Editorial

Disaster Prevention and Management

ISSN: 0965-3562

Article publication date: 22 June 2010

293

Citation

Wilson, H.C. (2010), "Editorial", Disaster Prevention and Management, Vol. 19 No. 3. https://doi.org/10.1108/dpm.2010.07319caa.001

Publisher

:

Emerald Group Publishing Limited

Copyright © 2010, Emerald Group Publishing Limited


Editorial

Article Type: Editorial From: Disaster Prevention and Management, Volume 19, Issue 3

Being of Scottish ancestry I am well used to the term “there is nowt as queer as folk” and the longer I live the more I understand the pithiness and veracity of that simple statement.

There have been several reports from the UK media services this year implying that not all is well with the aid and charities monies that have been raised or given by the UK government to certain developing nations either in response to disaster relief activities or development projects. The implication is that all of the monies, and in certain instances, most of the monies has never reached the people it was targeted at.

I am too remote from these centres of activity to pass any judgment on whether these claims are real or fabricated, but I do know that during the 1990s I had visited several developing countries in a semi-quasi official capacity and some of the things I saw did make me wonder. When we arrived at the nation’s capital airport and met by very well dressed and well heeled personnel from the NGO driving several brand new large four-wheeled drive Range Rovers to be taken to their very plush and extremely well-equipped offices in the centre of the capital, it did make me wonder, and it still does!

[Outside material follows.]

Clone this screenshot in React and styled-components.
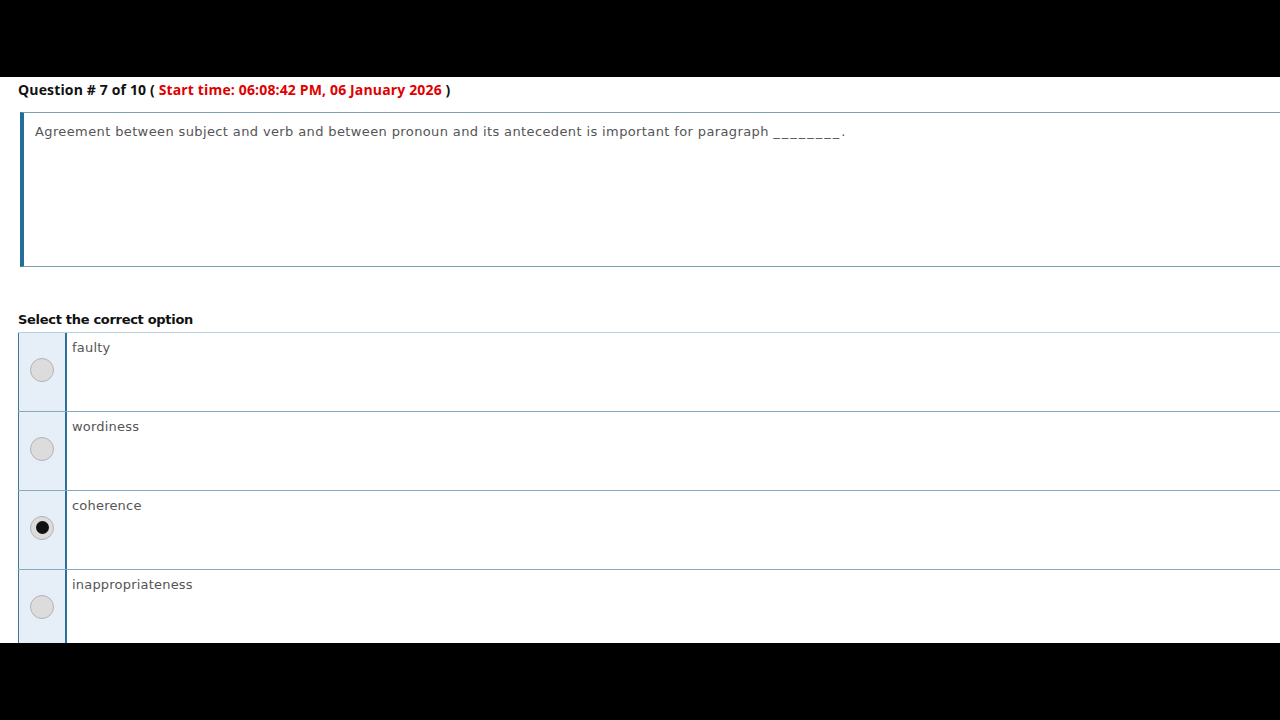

I include in this issue of the journal a new book review, which looks at the post-disaster recovery phase of hurricane Mitch which hit Honduras and it makes the hackles on my neck stand on end. The very poor of that nation were not allowed to meet the recovery planners to tell them what building materials they required to re-build their homes and shops. They did not ask for aid to carry out the building work as they had the skills, just the materials, but were refused permission to even put their requests forward. One is justified to ask “Why not” as there was plenty of aid money available, and supposedly, earmarked for that purpose alone.

The population of the UK are a generous and kind lot, give them a good cause to get involved in and off they go. Dressed as carrots, horses, dragons, old and young, male and female, all ethnicities, all religions, they will go out and run a marathon for their selected charity. As I write this editorial the nation is gripped in a flurry of “Sports Relief” fever (it happens every two years and is incurable) and today over half a million UK citizens will be out running raising money for this very worthy cause. At the last event it raised just over £28 million, this year, on the first day alone it raised £29 million, so what the final total will be this year I cannot even hazard a guess. We have had a young lady presenter from a children’s TV programme kayak all the way down the Amazon, one lady presenter from an early evening review programme water-ski across the Channel, a group of TV personalities cycle all the way from John O’Groats to Lands End in appalling weather, local shopping malls with static cycles holding competitions to see which member of the public could cycle one mile fastest and pay for the privilege of trying, there was a queue waiting to take part when I came past, school children running around local parks, the list is virtually endless.

I am not trying to claim that the UK is unique in this type of madcap activity as I am well aware that such events take place in many countries. But just imagine how they must feel when they hear that the money they raised may not have reached those they worked so hard for, and that some, or most in some cases, the money was siphoned off into some corrupt politician’s pocket, or pinched by some other crooked person. How people can be so openly blatantly brazen to steal charity money beggars-belief.

The donors, of course, have a responsibility to those who have donated the money, or in the case of Development Aid then the donating government has a responsibility to the taxpayers. Such donations have to be ring-fenced, ear-marked, or what ever to ensure that it reaches those it was intended for, and the donating charity or government has to ensure that there is transparency and accountability in the use of that money. Those monies must never be mis-used as they are raised with love, affection, and, in many cases, not a little sweat. The system of charity donation and Development Aid has to be water tight, monies must not be allowed to leak out of the system under any circumstances.